Haverá maior vexame ou constrangimento a que se submeta uma criança do que sua colocação na plena mendicância? Por que, então, não se lê uma linha ou se ouve uma palavra dos ecáfilos (amantes do ECA) sobre o opróbrio da exploração dos filhos nas ruas? Por que não cobram das autoridades uma ação enérgica contra essa paternidade safada, acintosa, de pessoas que parecem ter visto em suas cidades de origem alguma propaganda mais ou menos assim: “Vá para São Paulo pedir esmolas com seus filhos e pague as passagens e hospedagens em suaves prestações, parceladas no cartão”?
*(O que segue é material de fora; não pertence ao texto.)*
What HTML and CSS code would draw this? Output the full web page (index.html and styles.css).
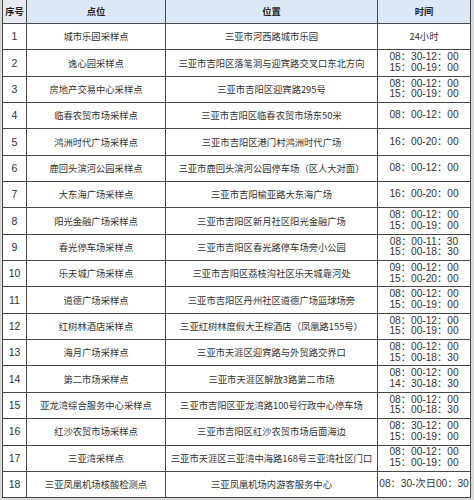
FILE: index.html
```html
<!DOCTYPE html>
<html lang="zh-CN">
<head>
<meta charset="utf-8">
<title>采样点</title>
<link rel="stylesheet" href="styles.css">
</head>
<body>
<div class="table">
  <div class="cell hd hd-no">序号</div><div class="cell hd">点位</div><div class="cell hd">位置</div><div class="cell hd">时间</div>

  <div class="cell no">1</div><div class="cell">城市乐园采样点</div><div class="cell">三亚市河西路城市乐园</div><div class="cell">24小时</div>
  <div class="cell no">2</div><div class="cell">逸心园采样点</div><div class="cell">三亚市吉阳区落笔洞与迎宾路交叉口东北方向</div><div class="cell time"><span>08：30-12：00</span><span>15：00-19：00</span></div>
  <div class="cell no">3</div><div class="cell">房地产交易中心采样点</div><div class="cell">三亚市吉阳区迎宾路295号</div><div class="cell time"><span>08：00-12：00</span><span>15：00-19：00</span></div>
  <div class="cell no">4</div><div class="cell">临春农贸市场采样点</div><div class="cell">三亚市吉阳区临春农贸市场东50米</div><div class="cell time"><span>08：00-12：00</span></div>
  <div class="cell no">5</div><div class="cell">鸿洲时代广场采样点</div><div class="cell">三亚市吉阳区港门村鸿洲时代广场</div><div class="cell time"><span>16：00-20：00</span></div>
  <div class="cell no">6</div><div class="cell">鹿回头滨河公园采样点</div><div class="cell">三亚市鹿回头滨河公园停车场（区人大对面）</div><div class="cell time"><span>08：00-12：00</span></div>
  <div class="cell no">7</div><div class="cell">大东海广场采样点</div><div class="cell">三亚市吉阳榆亚路大东海广场</div><div class="cell time"><span>16：00-20：00</span></div>
  <div class="cell no">8</div><div class="cell">阳光金融广场采样点</div><div class="cell">三亚市吉阳区新月社区阳光金融广场</div><div class="cell time"><span>08：00-12：00</span><span>15：00-19：00</span></div>
  <div class="cell no">9</div><div class="cell">春光停车场采样点</div><div class="cell">三亚市吉阳区春光路停车场旁小公园</div><div class="cell time"><span>08：00-11：30</span><span>15：00-18：30</span></div>
  <div class="cell no">10</div><div class="cell">乐天城广场采样点</div><div class="cell">三亚市吉阳区荔枝沟社区乐天城靠河处</div><div class="cell time"><span>09：00-12：00</span><span>15：00-20：00</span></div>
  <div class="cell no">11</div><div class="cell">道德广场采样点</div><div class="cell">三亚市吉阳区丹州社区道德广场篮球场旁</div><div class="cell time"><span>08：00-12：00</span><span>15：00-19：00</span></div>
  <div class="cell no">12</div><div class="cell">红树林酒店采样点</div><div class="cell">三亚红树林度假大王棕酒店（凤凰路155号）</div><div class="cell time"><span>08：00-12：00</span><span>15：00-19：00</span></div>
  <div class="cell no">13</div><div class="cell">海月广场采样点</div><div class="cell">三亚市天涯区迎宾路与外贸路交界口</div><div class="cell time"><span>08：00-12：00</span><span>15：00-18：30</span></div>
  <div class="cell no">14</div><div class="cell">第二市场采样点</div><div class="cell">三亚市天涯区解放3路第二市场</div><div class="cell time"><span>08：00-12：00</span><span>14：30-18：30</span></div>
  <div class="cell no">15</div><div class="cell">亚龙湾综合服务中心采样点</div><div class="cell">三亚市吉阳区亚龙湾路100号行政中心停车场</div><div class="cell time"><span>08：00-12：00</span><span>15：00-18：30</span></div>
  <div class="cell no">16</div><div class="cell">红沙农贸市场采样点</div><div class="cell">三亚市吉阳区红沙农贸市场后面海边</div><div class="cell time"><span>08：30-12：00</span><span>15：00-19：00</span></div>
  <div class="cell no">17</div><div class="cell">三亚湾采样点</div><div class="cell">三亚市天涯区三亚湾中海路168号三亚湾社区门口</div><div class="cell time"><span>08：00-12：00</span><span>15：00-19：00</span></div>
  <div class="cell no">18</div><div class="cell">三亚凤凰机场核酸检测点</div><div class="cell">三亚凤凰机场内游客服务中心</div><div class="cell time"><span>08：30-次日00：30</span></div>
</div>
</body>
</html>
```

FILE: styles.css
```css
html, body {
  margin: 0;
  padding: 0;
  background: #d9d9d9;
}

body {
  font-family: "Noto Sans CJK SC", sans-serif;
  color: #333;
}

.table {
  margin-left: 2px;
  width: 467px;
  display: grid;
  grid-template-columns: 23px 138px 211px 92px;
  grid-template-rows: 23px repeat(18, 25.35px);
  column-gap: 1px;
  row-gap: 1px;
  background: #484848;
  border-left: 1px solid #484848;
  border-right: 1px solid #484848;
  border-bottom: 1px solid #484848;
}

.cell {
  background: #fff;
  display: flex;
  flex-direction: column;
  align-items: center;
  justify-content: center;
  text-align: center;
  font-size: 9.3px;
  line-height: 11px;
  white-space: nowrap;
  overflow: hidden;
  min-width: 0;
}

.hd {
  background: #dce8f5;
  font-weight: 700;
  color: #222;
}

.hd-no {
  background: #e5ebf1;
}

.no {
  font-family: "Liberation Sans", "Noto Sans CJK SC", sans-serif;
  font-size: 10.5px;
}

.time {
  font-family: "Liberation Sans", "Noto Sans CJK SC", sans-serif;
  font-size: 10.2px;
  line-height: 10.7px;
}

.time span {
  display: block;
}
```
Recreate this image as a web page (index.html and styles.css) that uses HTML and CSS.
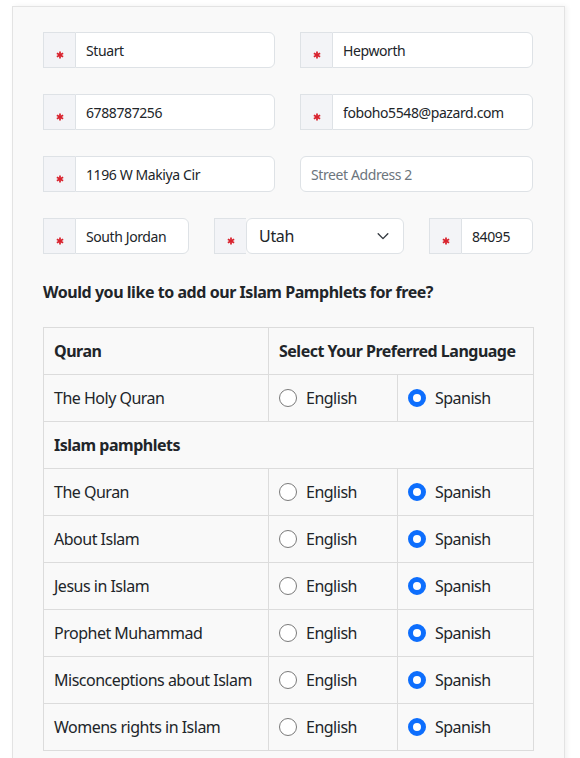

Indague-se agora: o que se passa com pessoas decentes e inteligentes que sabem que aquelas crianças estão sendo exploradas - pois enxergam seus exploradores a distância bem próxima -, que sabem do malefício que lhes estão fazendo, estimulando, com esmolas, a que permaneçam nas ruas, na degradante condição de esmoleres, em lugar de freqüentarem as salas de aula, para adquirirem condições de enfrentar a luta pela sobrevivência de maneira mais digna?

O que se passa com pessoas decentes e inteligentes que estão a premiar, com suas moedas, uma das mais sórdidas atitudes dos seres humanos, que é a de tirar proveito, de maneira semelhante à escravista, de sua própria prole? E com as que colaboram para que inescrupulosos procriadores sustentem o próprio ócio roubando o futuro de seus descendentes? Passa-se uma coisa só: culpa. Os politicamente corretos têm martelado na “nossa culpa, nossa máxima culpa”, por todas as misérias do País, da fome à violência, da ignorância às atrocidades, da falta de oportunidades à descrença nas autoridades e na capacidade de o Estado oferecer um mínimo de segurança e justiça aos cidadãos.

Então, nesse barril entornado de culpa em que se transformou a classe média paulistana, com sua bondosa consciência atochada de “recriminações sociais” dos autoproclamados porta-vozes dos desvalidos, surge a pequenina válvula pseudo-aliviadora das esmolas nas esquinas, nos faróis, às portas dos restaurantes - “meus filhos comendo bem no restaurante e esses pobrezinhos sem nada para comer, que horror” - que acaba exacerbando a generosidade, tornando-a criminosa. Criminosa, sim, porque são moedas que compram impunidade e pagam destruição de futuro.